Depending on your credit, you may be eligible for a personal loan—also known as a debt consolidation loan—at a lower interest rate than what your current credit card debt carries. In the best-case scenario, a debt consolidation loan can help you more quickly pay off credit card debt and save you money.
But if you don't qualify for a lower rate, or opting for a personal loan would extend your repayment term, you may be better off doing something else. Here's how to decide.
Is Personal Loan Debt Better Than Credit Card Debt?
Personal loans and credit cards can impact your credit score positively if you make payments on time—and negatively if you don't. When you use credit cards, it's best to keep your total balance below 30% of your total credit limit, and the lower the better. Maintaining low balances will reduce your credit utilization ratio, which is the second most important factor in your credit score after payment history.
But there are some significant differences between personal loans and credit card debt. Personal loans are a type of installment debt, which means you'll make the same size payment each month without the flexibility to pay less. Personal loans also often come with origination fees, but their interest rates may be lower than what you'd receive on credit cards.
By contrast, credit card debt is revolving debt. You can carry a balance and make smaller monthly payments as your budget dictates, as long as you pay the minimum your issuer requires each month. But credit cards charge late fees and, potentially, annual fees, along with higher interest rates than most personal loans. Plus, they may encourage you to spend more, knowing you have a credit limit you can charge up to.
Is It a Good Idea to Pay Off Credit Card Debt With a Personal Loan?
If you're struggling to afford credit card payments, taking out a personal loan with a lower interest rate and using it to pay off the credit card balance in full may be a good option.
A debt consolidation loan with a low interest rate could mean owing less per month, which can help you make loan payments on time. A lower interest rate may also leave you with more money to put toward the loan balance, allowing you to pay it off earlier.
But before you use a personal loan to pay off credit card debt, consider not only the interest rate you receive, but also the repayment term lenders offer. Choosing a longer repayment term than you would have needed to pay off the original credit card debt could cost you more in interest. If a longer repayment term helps you afford to repay the debt, though, it could protect your credit from the effect of missed payments, making the choice worthwhile.

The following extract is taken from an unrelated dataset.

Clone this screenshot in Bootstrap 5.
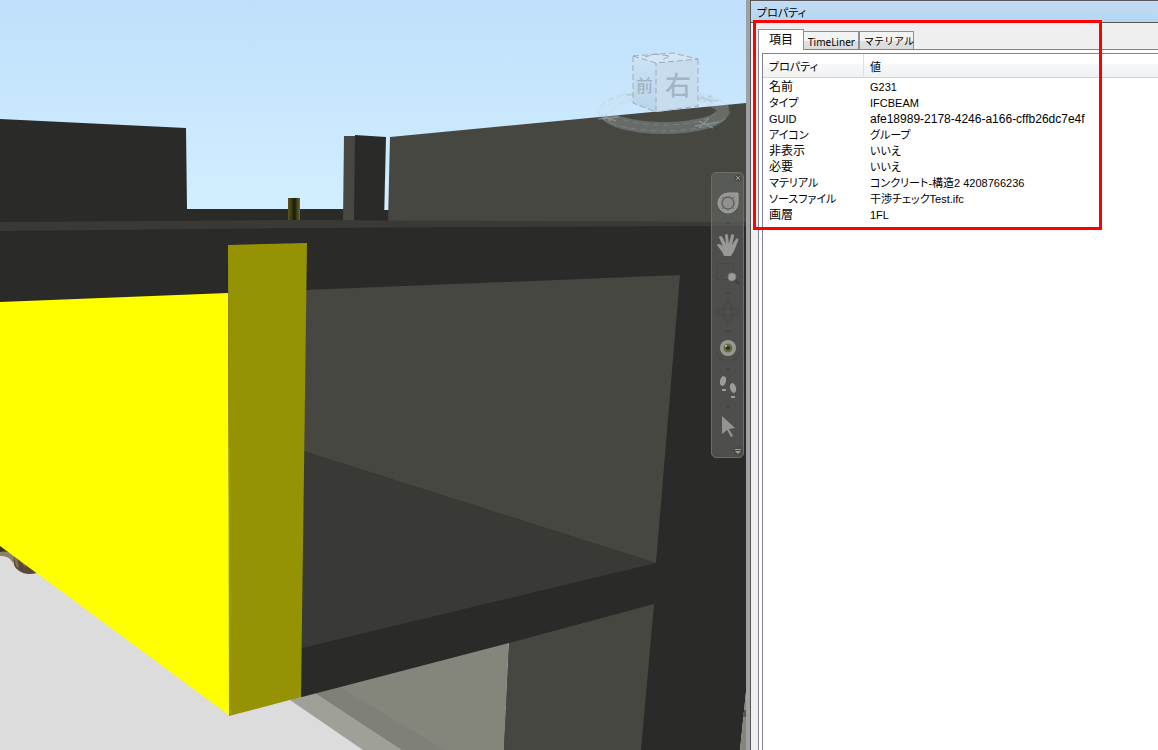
<!DOCTYPE html>
<html lang="ja">
<head>
<meta charset="utf-8">
<meta name="viewport" content="width=device-width, initial-scale=1">
<title>プロパティ</title>
<link rel="stylesheet" href="https://cdn.jsdelivr.net/npm/bootstrap@5.3.0/dist/css/bootstrap.min.css">
<script src="https://cdn.jsdelivr.net/npm/bootstrap@5.3.0/dist/js/bootstrap.bundle.min.js"></script>
<style>
body { font-family: "Liberation Sans", "Noto Sans CJK JP", sans-serif; font-size: 11px; line-height: 16px; color: #000; font-feature-settings: "palt"; }
.viewer { min-width: 0; background: #dcdcdc; }
.cube-label { font-family: "Noto Sans CJK JP", sans-serif; font-weight: 500; fill: #a3b4c4; }
.nav-tools { top: 172px; right: 2px; width: 33px; background: rgba(100, 101, 98, .62); border: 1px solid #6c6d6a; border-radius: 5px; }
.nav-tools button { border: 0; padding: 0; background: none; line-height: 0; }
.nav-tools svg { display: block; opacity: .85; }
.side { width: 412px; border-left: 4px solid #a0a0a0; background: #efefef; }
.side-in { border-left: 1px solid #58585a; }
.side-title { height: 23px; margin: 0; padding: 4px 6px 0; font-size: 11px; line-height: 16px; font-weight: 400; border-top: 1px solid #58585a; border-bottom: 1px solid #58585a; background: linear-gradient(#c4dcf4, #b4d6f2); }
.tabs { padding: 6px 0 0 7px; height: 26px; border: 0; }
.tabs .nav-link { height: 19px; padding: 2px 4px 0; border: 1px solid #8d8e98; border-bottom: 0; border-radius: 0; color: #000; line-height: 16px; background: linear-gradient(#f3f3f3 50%, #e0e0e0 50%, #dadada); }
.tabs .nav-link.active { height: 21px; width: 46px; padding: 1px 6px; border-color: #8d8e98; background: #fff; color: #000; font-size: 12px; position: relative; }
.tabs .tab-en { width: 56px; font-family: "Noto Sans", sans-serif; font-size: 10px; margin-left: -1px; white-space: nowrap; }
.tabs .tab-ja { width: 55px; font-size: 10px; white-space: nowrap; }
.page-box { margin-left: 7px; padding: 3px 0 0 3px; border: 1px solid #83838f; border-width: 1px 0 0 1px; background: #fff; }
.list-box { border: 1px solid #83838f; border-width: 1px 0 0 1px; }
.props { width: 100%; table-layout: fixed; border-collapse: separate; border-spacing: 0; }
.props th { font-weight: 400; padding: 0 6px; }
.props td { padding: 0 6px; white-space: nowrap; }
.props thead th { height: 24px; padding-top: 3px; border-bottom: 1px solid #d5d5d5; background: linear-gradient(#fff 10px, #f7f8fa 10px, #f0f1f3); }
.props thead th:first-child { width: 101px; border-right: 1px solid #dfe0e3; }
.props tbody:before { content: ""; display: block; height: 1px; }
.props .wide { font-size: 12px; }
.callout-frame { left: 2px; top: 20px; width: 349px; height: 210px; border: 3px solid #f00; pointer-events: none; }
</style>
</head>
<body>
<div class="d-flex vh-100 overflow-hidden">
  <main class="viewer flex-grow-1 position-relative">
    <svg class="d-block w-100 h-100" viewBox="0 0 746 750" preserveAspectRatio="xMidYMid slice" role="img" aria-label="3D">
      <defs>
        <linearGradient id="sky" x2="0" y2="1"><stop offset="0" stop-color="#bfdffb"/><stop offset="1" stop-color="#d2f0ff"/></linearGradient>
        <linearGradient id="pipe"><stop offset="0" stop-color="#5a5820"/><stop offset=".55" stop-color="#1c1b08"/><stop offset="1" stop-color="#6b692f"/></linearGradient>
        <linearGradient id="shade" x2="0" y2="1"><stop offset="0" stop-color="#cce3f5"/><stop offset="1" stop-color="#b8d3e8"/></linearGradient>
      </defs>
      <path fill="url(#sky)" d="M0 0h746v222H0z"/>
      <path fill="#2a2a28" d="M0 119l186 9 1 81h158v13H0z"/>
      <path fill="#464741" d="M344 136h11v86h-12z"/>
      <path fill="#2a2a28" d="M355 135l31 2-2 85h-30zM384 210h5v12h-5z"/>
      <path fill="#464741" d="M390 137l356-34v120H388z"/>
      <path fill="url(#pipe)" d="M288 198h12v23h-12z"/>
      <path fill="#393a36" d="M0 222l300-2 446 2v10H0z"/>
      <path fill="#84857b" d="M340 680l169-44-5 114h-61z"/>
      <path fill="#9fa097" d="M290 700l25-12 89 62h-41z"/>
      <path fill="#7f8077" d="M315 693l25-13 105 70h-43z"/>
      <path fill="#84857b" d="M340 687l10-8 155 0v71h-60z"/>
      <path fill="#2a2a28" d="M0 231l300-3 446-2v466l-6 58H504l5-107-207 54L0 540z"/>
      <path fill="#464741" d="M509 643l145-39-13 146H504z"/>
      <path fill="#84857b" d="M746 692v58h-6z"/><path fill="#555650" d="M744 710h2v7h-3z"/>
      <path fill="#464741" d="M305 290l375-15-24 288-353-112z"/>
      <path fill="#393a36" d="M303 451l353 112-354 85z"/>
      <path fill="#3a3b17" d="M0 543l22 15-12-5-10 1z"/><path fill="#8c8068" d="M0 552q10-2 15 5l-2 6q-4-8-13-7z"/>
      <path fill="#594a38" d="M14 556l23 17q-12 3-19-3-6-4-4-14z"/><path fill="#847158" d="M20 561l6 7-2-7zM14 556l2 10 3 3-2-12z"/>
      <path fill="#ff0" d="M0 302l228-9 2 423L0 546z"/>
      <path fill="#959303" d="M228 245l79-2-6 454-72 19z"/>
      <ellipse cx="664" cy="111" rx="59" ry="17" fill="none" stroke="#cddbe5" stroke-opacity=".25" stroke-width="12"/>
      <ellipse cx="664" cy="111" rx="66" ry="20" fill="none" stroke="#a7b3bb" stroke-opacity=".3" stroke-dasharray="6 4"/>
      <ellipse cx="664" cy="111" rx="51" ry="14" fill="none" stroke="#a7b3bb" stroke-opacity=".25" stroke-dasharray="6 4"/>
      <path d="M598 119l20-2m-16-1l14 5m-10-7l4 8m85 4l24-4m-20-1l14 7m-4-10l-10 10m-1-30l20 3m-17-5l12 7m-1-8l-8 7M626 95h8" fill="none" stroke="#a9b5bc" stroke-opacity=".45" stroke-width="1.500"/>
      <path fill="#d3e6f6" d="M633 56l40-3 25 6-42 4z"/>
      <path fill="url(#shade)" d="M633 56l23 7v49l-23-9z"/><path fill="#c7ddef" d="M656 63l42-4v47l-42 6z"/>
      <path d="M633 56l40-3 25 6-42 4zM633 56v47l23 9V63M698 59v47l-42 6M645 57l10-3 15 2-8 4" fill="none" stroke="#a2abb5" stroke-dasharray="6 3"/>
      <text class="cube-label" x="636" y="92" font-size="17">前</text>
      <text class="cube-label" x="665" y="95" font-size="26">右</text>
    </svg>
    <div class="nav-tools position-absolute d-flex flex-column" role="toolbar" aria-label="ナビゲーション">
      <button type="button" aria-label="閉じる"><svg width="31" height="12" viewBox="712 173 31 12"><circle cx="738" cy="178" r="3.5" fill="#464743"/><path d="M736 176l4 4m0-4l-4 4" stroke="#a5a6a3"/></svg></button>
      <button type="button" aria-label="ホイール"><svg width="31" height="40" viewBox="712 185 31 40"><path d="M728 193h10v10a10 10 0 1 1-10-10z" fill="#a0a19e" stroke="#b0b1ae"/><circle cx="728" cy="203" r="6" fill="none" stroke="#62635f" stroke-width="1.500"/><circle cx="728" cy="203" r="4" fill="#9a9b98"/><path d="M722 197l2 2m10-2l-2 2m-10 10l2-2m10 2l-2-2" stroke="#62635f"/><path d="M725 222h6l-3 3z" fill="#4a4b47"/></svg></button>
      <button type="button" aria-label="画面移動"><svg width="31" height="34" viewBox="712 225 31 34"><path d="M724 256c-1-4-5-8-7-11 1-2 4-1 6 2l-4-10c1-2 3-1 4 1l3 6-1-9c1-2 3-1 3 1l1 8 2-9c1-1 3-1 3 1l-2 9 4-6c2-1 3 0 2 2l-4 10-3 5z" fill="#a6a7a4"/></svg></button>
      <button type="button" aria-label="ズーム"><svg width="31" height="36" viewBox="712 259 31 36"><path d="M716.500 263.500h16v16h-16z" fill="none" stroke="#454642" stroke-dasharray="3 1"/><circle cx="732" cy="277" r="4" fill="#aaaba8" stroke="#858682"/><path d="M735 280l4 4" stroke="#3f403c" stroke-width="2"/><path d="M725 292h6l-3 3z" fill="#444541"/></svg></button>
      <button type="button" aria-label="オービット"><svg width="31" height="38" viewBox="712 295 31 38"><g fill="none" stroke="#424340" stroke-opacity=".75"><ellipse cx="728" cy="312" rx="10" ry="4"/><ellipse cx="728" cy="312" rx="4" ry="10"/><path d="M725 304l3-4 3 4m-3 20l-3-4m-7-11l-2 4 4 2m18-6l2 4-4 2"/></g><path d="M725 330h6l-3 3z" fill="#444541"/></svg></button>
      <button type="button" aria-label="見る"><svg width="31" height="38" viewBox="712 333 31 38"><path d="M717 352q0 6 7 8m15-8q0 6-7 8m-12-4v4h4m8 0h4v-4" fill="none" stroke="#444541"/><circle cx="728" cy="348" r="8" fill="#a5a69f"/><circle cx="728" cy="348" r="4.500" fill="#69753f"/><circle cx="728" cy="348" r="2" fill="#252b22"/><circle cx="726" cy="346" r="1" fill="#ddd"/><path d="M725 368h6l-3 3z" fill="#444541"/></svg></button>
      <button type="button" aria-label="ウォーク"><svg width="31" height="38" viewBox="712 371 31 38"><g fill="#a9aaa7"><ellipse cx="723" cy="381" rx="3" ry="5" transform="rotate(14 723 381)"/><ellipse cx="733" cy="388" rx="3" ry="5" transform="rotate(-16 733 388)"/><path d="M722 389h4v2h-4zM731 396h4v2h-4z"/></g><path d="M725 406h6l-3 3z" fill="#444541"/></svg></button>
      <button type="button" aria-label="選択"><svg width="31" height="36" viewBox="712 409 31 36"><path d="M722 416l13 12-6 1 4 7-2 1-4-7-5 4z" fill="#a0a19e"/></svg></button>
      <button type="button" aria-label="メニュー"><svg width="31" height="12" viewBox="712 445 31 12"><circle cx="738" cy="451" r="4" fill="#464743"/><path d="M735 449h6v1h-6zM735 451h6l-3 3z" fill="#aaaba8"/></svg></button>
    </div>
  </main>
  <aside class="side flex-shrink-0 d-flex">
    <div class="side-in position-relative flex-grow-1 d-flex flex-column">
      <h1 class="side-title">プロパティ</h1>
      <div class="tabs nav nav-tabs align-items-end flex-nowrap" role="tablist">
        <button type="button" class="nav-link active" role="tab" aria-selected="true">項目</button>
        <button type="button" class="nav-link tab-en" role="tab" aria-selected="false">TimeLiner</button>
        <button type="button" class="nav-link tab-ja" role="tab" aria-selected="false">マテリアル</button>
      </div>
      <section class="page-box flex-grow-1 d-flex">
        <div class="list-box flex-grow-1">
          <table class="props">
            <thead><tr><th scope="col">プロパティ</th><th scope="col">値</th></tr></thead>
            <tbody>
              <tr><th class="wide" scope="row">名前</th><td>G231</td></tr>
              <tr><th scope="row">タイプ</th><td>IFCBEAM</td></tr>
              <tr><th scope="row">GUID</th><td class="wide">afe18989-2178-4246-a166-cffb26dc7e4f</td></tr>
              <tr><th scope="row">アイコン</th><td>グループ</td></tr>
              <tr><th class="wide" scope="row">非表示</th><td>いいえ</td></tr>
              <tr><th class="wide" scope="row">必要</th><td>いいえ</td></tr>
              <tr><th scope="row">マテリアル</th><td>コンクリート-構造2 4208766236</td></tr>
              <tr><th scope="row">ソースファイル</th><td>干渉チェックTest.ifc</td></tr>
              <tr><th class="wide" scope="row">画層</th><td>1FL</td></tr>
            </tbody>
          </table>
        </div>
      </section>
      <div class="callout-frame position-absolute"></div>
    </div>
  </aside>
</div>
</body>
</html>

How to Pay Off Credit Card Debt Without a Personal Loan
There are lots of other ways to pay off credit card debt if a personal loan isn't an option for you. Balance transfer credit cards allow you to move your credit card balance to a card with 0% APR for a period of time. This is a solid choice if you have good or excellent credit, which you'll need for a balance transfer card with favorable terms, and you're able to pay off the debt during the interest-free period.

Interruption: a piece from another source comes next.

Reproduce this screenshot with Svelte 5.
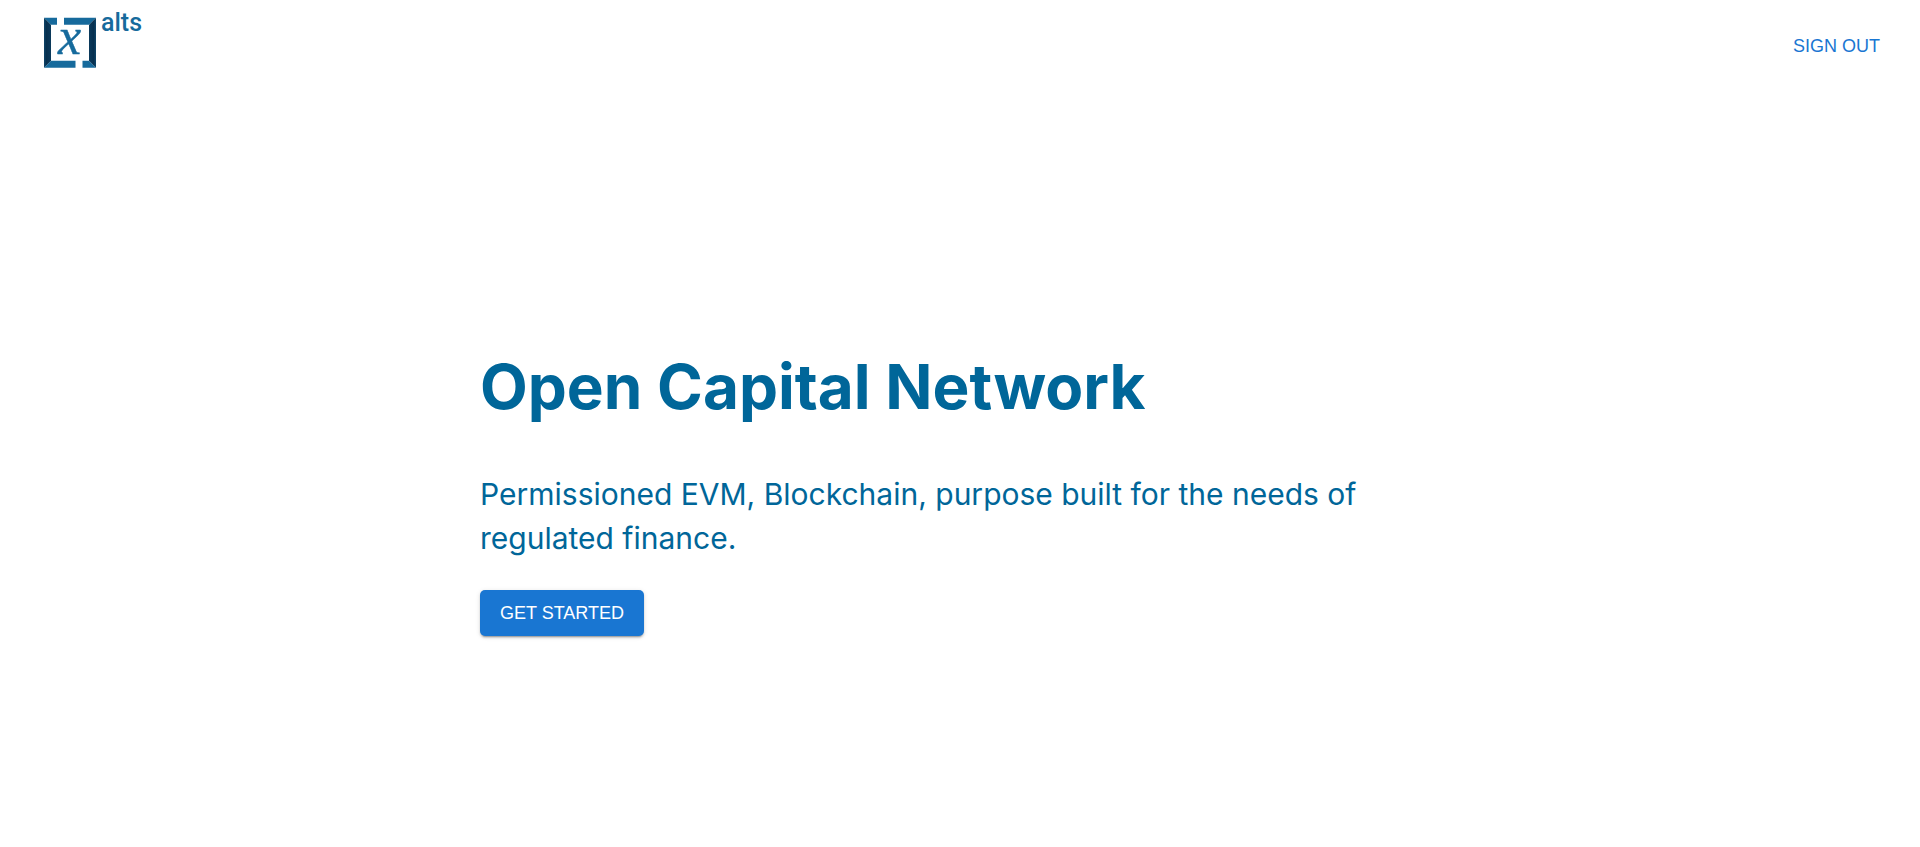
<script>
  const title = 'Open Capital Network';
  const tagline =
    'Permissioned EVM, Blockchain, purpose built for the needs of regulated finance.';
</script>

<header class="bar">
  <a class="brand" href="/" aria-label="xalts home">
    <svg width="120" height="80" viewBox="0 -10 120 80" aria-hidden="true">
      <defs>
        <linearGradient id="edge-left" x1="0" x2="1">
          <stop offset="0" stop-color="#0e4468" />
          <stop offset="0.35" stop-color="#07304f" />
          <stop offset="1" stop-color="#0b3a5c" />
        </linearGradient>
        <linearGradient id="edge-right" x1="1" x2="0">
          <stop offset="0" stop-color="#0e4468" />
          <stop offset="0.35" stop-color="#07304f" />
          <stop offset="1" stop-color="#0b3a5c" />
        </linearGradient>
      </defs>
      <g fill="#166a9c">
        <path d="M4 7.7H17V14.7H11Z" />
        <path d="M24 7.7H56L49 14.7H24Z" />
        <path d="M4 57.7L11 50.7H35.5V57.7Z" />
        <path d="M42.5 50.7H49L56 57.7H42.5Z" />
      </g>
      <path d="M4 7.7L11 14.7V50.7L4 57.7Z" fill="url(#edge-left)" />
      <path d="M56 7.7L49 14.7V50.7L56 57.7Z" fill="url(#edge-right)" />
      <text class="mark" x="18" y="44">x</text>
      <text class="word" x="61" y="21">alts</text>
    </svg>
  </a>
  <button class="btn text" type="button">Sign out</button>
</header>

<main class="hero">
  <h1>{title}</h1>
  <p>{tagline}</p>
  <button class="btn filled" type="button">Get started</button>
</main>

<style>
  :global(body) {
    background: #fff;
  }

  .bar {
    display: flex;
    align-items: center;
    justify-content: space-between;
    min-height: 92px;
    padding: 0 20px 0 40px;
  }

  .brand {
    display: flex;
    align-self: flex-start;
  }

  .mark {
    font: italic 52px 'Liberation Serif', serif;
    fill: #166a9c;
    stroke: #166a9c;
    stroke-width: 0.4px;
  }

  .word {
    font: 500 25px Roboto, sans-serif;
    fill: #166a9c;
  }

  .btn {
    border: 0;
    border-radius: 5px;
    padding: 12px 20px;
    font: 18px/22px 'Liberation Sans', Arial, sans-serif;
    text-transform: uppercase;
    cursor: pointer;
  }

  .text {
    background: transparent;
    color: #1976d2;
  }

  .filled {
    background: #1976d2;
    color: #fff;
    box-shadow:
      0 3px 1px -2px rgba(0, 0, 0, 0.2),
      0 2px 2px 0 rgba(0, 0, 0, 0.14),
      0 1px 5px 0 rgba(0, 0, 0, 0.12);
  }

  .hero {
    width: 50%;
    margin: 0 auto;
    padding: 250px 0 96px;
    color: #006699;
    font-family: Inter, sans-serif;
  }

  h1 {
    margin: 0 0 40px;
    font-size: 62px;
    line-height: 90px;
    font-weight: 700;
  }

  p {
    margin: 0 0 30px;
    font-size: 30px;
    line-height: 44px;
  }
</style>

You may also choose to send any extra money you earn or save to certain debts to get rid of them, starting with your smallest balance or highest-rate debt. Paying off your smallest debts first, known as the debt snowball method, won't save you as much money as the debt avalanche, during which you'll pay off balances with the highest interest rates first. But the ideal method for your situation is the one that will encourage you to keep going and get your balances down to zero.
You might also consider working with a certified credit counselor at a nonprofit credit counseling agency. A credit counselor can provide a free evaluation of your debt and offer suggestions for paying it off, taking into account your budget, debt balances and other financial goals.
One additional consideration: As compelling as it may be, it's best not to close the account when your credit card balance is paid off. Closing a credit card account reduces your overall available credit and, if you have a balance on other cards, will increase your credit utilization ratio and have a negative effect on your credit scores.
On the other hand, if keeping the account open tempts you keep charging to it, then closing it may be your best bet.
Life After Credit Card Debt
Whether or not you close the credit card you've paid off, it's now up to you to be diligent about credit usage in the future. It's important going forward to avoid using credit to spend more than you can comfortably pay back.
Once you've paid off your credit card debt—with a personal loan or another debt reduction tool—your goal should be to pay off any balances on your credit cards in full each month. That helps you avoid spending money on interest, and builds a track record of wise credit usage. After all, when you stay out of debt, and keep your credit score in good shape, you'll have access to financial tools that will help you meet goals that matter to you in the future.